──────── THE INPUT ────────

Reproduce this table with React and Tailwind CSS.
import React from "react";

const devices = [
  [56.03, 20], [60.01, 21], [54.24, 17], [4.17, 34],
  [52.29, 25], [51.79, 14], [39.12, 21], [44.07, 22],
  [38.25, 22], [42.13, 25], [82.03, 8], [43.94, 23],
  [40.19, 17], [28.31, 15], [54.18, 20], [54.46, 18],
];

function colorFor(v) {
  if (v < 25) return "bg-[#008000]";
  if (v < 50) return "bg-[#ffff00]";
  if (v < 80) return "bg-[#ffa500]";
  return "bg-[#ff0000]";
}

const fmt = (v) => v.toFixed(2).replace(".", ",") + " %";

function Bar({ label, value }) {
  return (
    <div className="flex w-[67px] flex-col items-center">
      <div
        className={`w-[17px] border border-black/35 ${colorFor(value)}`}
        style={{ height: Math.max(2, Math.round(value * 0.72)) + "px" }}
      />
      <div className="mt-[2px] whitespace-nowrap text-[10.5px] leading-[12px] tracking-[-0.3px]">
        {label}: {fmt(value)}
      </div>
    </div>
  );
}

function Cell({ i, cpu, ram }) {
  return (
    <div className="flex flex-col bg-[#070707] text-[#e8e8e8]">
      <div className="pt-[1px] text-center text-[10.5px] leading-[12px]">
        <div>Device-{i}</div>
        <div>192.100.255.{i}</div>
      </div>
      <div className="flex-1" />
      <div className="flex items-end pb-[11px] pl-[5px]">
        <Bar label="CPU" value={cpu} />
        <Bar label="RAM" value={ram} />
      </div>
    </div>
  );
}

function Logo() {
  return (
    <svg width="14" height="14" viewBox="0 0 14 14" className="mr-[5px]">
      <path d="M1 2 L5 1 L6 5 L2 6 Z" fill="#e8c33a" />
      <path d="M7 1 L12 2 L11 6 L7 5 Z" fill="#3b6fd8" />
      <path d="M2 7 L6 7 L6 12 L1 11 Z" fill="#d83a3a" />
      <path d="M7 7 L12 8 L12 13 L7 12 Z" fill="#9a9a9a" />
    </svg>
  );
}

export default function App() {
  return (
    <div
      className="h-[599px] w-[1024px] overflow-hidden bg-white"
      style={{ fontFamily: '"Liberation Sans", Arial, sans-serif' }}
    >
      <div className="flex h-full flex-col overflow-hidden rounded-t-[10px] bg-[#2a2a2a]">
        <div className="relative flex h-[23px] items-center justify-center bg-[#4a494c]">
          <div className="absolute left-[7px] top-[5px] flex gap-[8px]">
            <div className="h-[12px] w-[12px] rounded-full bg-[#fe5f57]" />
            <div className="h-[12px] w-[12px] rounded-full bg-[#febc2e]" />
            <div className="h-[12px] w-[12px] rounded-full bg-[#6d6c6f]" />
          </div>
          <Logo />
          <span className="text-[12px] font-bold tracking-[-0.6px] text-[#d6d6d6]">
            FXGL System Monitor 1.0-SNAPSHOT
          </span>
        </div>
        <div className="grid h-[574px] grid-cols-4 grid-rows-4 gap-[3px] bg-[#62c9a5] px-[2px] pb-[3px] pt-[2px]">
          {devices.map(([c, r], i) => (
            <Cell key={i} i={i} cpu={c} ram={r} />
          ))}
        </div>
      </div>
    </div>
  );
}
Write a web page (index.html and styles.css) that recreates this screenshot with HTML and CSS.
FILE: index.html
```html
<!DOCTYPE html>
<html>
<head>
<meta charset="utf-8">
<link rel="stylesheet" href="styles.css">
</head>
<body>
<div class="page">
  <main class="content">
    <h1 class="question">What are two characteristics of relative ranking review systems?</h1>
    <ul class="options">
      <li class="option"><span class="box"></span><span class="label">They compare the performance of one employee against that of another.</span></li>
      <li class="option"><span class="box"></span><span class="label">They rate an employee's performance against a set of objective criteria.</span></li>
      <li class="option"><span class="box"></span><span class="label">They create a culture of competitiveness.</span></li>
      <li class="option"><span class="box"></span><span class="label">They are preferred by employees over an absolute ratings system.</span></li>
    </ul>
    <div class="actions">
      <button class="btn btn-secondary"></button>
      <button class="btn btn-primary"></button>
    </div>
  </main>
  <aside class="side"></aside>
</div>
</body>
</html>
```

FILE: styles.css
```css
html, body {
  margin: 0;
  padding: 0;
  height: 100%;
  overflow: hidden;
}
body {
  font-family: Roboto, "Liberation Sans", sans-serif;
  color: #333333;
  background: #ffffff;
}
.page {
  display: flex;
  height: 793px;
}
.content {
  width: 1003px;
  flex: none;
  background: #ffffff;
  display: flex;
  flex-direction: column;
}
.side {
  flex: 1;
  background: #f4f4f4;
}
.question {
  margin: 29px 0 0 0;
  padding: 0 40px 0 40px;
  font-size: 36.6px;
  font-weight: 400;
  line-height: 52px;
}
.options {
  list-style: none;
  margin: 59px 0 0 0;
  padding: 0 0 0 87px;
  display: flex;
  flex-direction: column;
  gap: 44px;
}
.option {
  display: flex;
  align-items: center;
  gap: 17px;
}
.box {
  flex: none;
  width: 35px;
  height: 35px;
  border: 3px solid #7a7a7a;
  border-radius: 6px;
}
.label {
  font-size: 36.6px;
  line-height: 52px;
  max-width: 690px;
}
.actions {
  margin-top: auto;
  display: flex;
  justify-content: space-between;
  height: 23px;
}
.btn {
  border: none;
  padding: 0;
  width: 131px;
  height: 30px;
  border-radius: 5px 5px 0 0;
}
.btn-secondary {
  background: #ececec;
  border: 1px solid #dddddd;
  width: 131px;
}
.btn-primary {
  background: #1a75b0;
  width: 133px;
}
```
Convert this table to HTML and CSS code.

────────

#### GIVEN TASK:
Begin at the top of the records above and quote each line exactly, ending with the line that contains "const fmt = (v)".

#### FINAL ANSWER:
Reproduce this table with React and Tailwind CSS.
import React from "react";

const devices = [
  [56.03, 20], [60.01, 21], [54.24, 17], [4.17, 34],
  [52.29, 25], [51.79, 14], [39.12, 21], [44.07, 22],
  [38.25, 22], [42.13, 25], [82.03, 8], [43.94, 23],
  [40.19, 17], [28.31, 15], [54.18, 20], [54.46, 18],
];

function colorFor(v) {
  if (v < 25) return "bg-[#008000]";
  if (v < 50) return "bg-[#ffff00]";
  if (v < 80) return "bg-[#ffa500]";
  return "bg-[#ff0000]";
}

const fmt = (v) => v.toFixed(2).replace(".", ",") + " %";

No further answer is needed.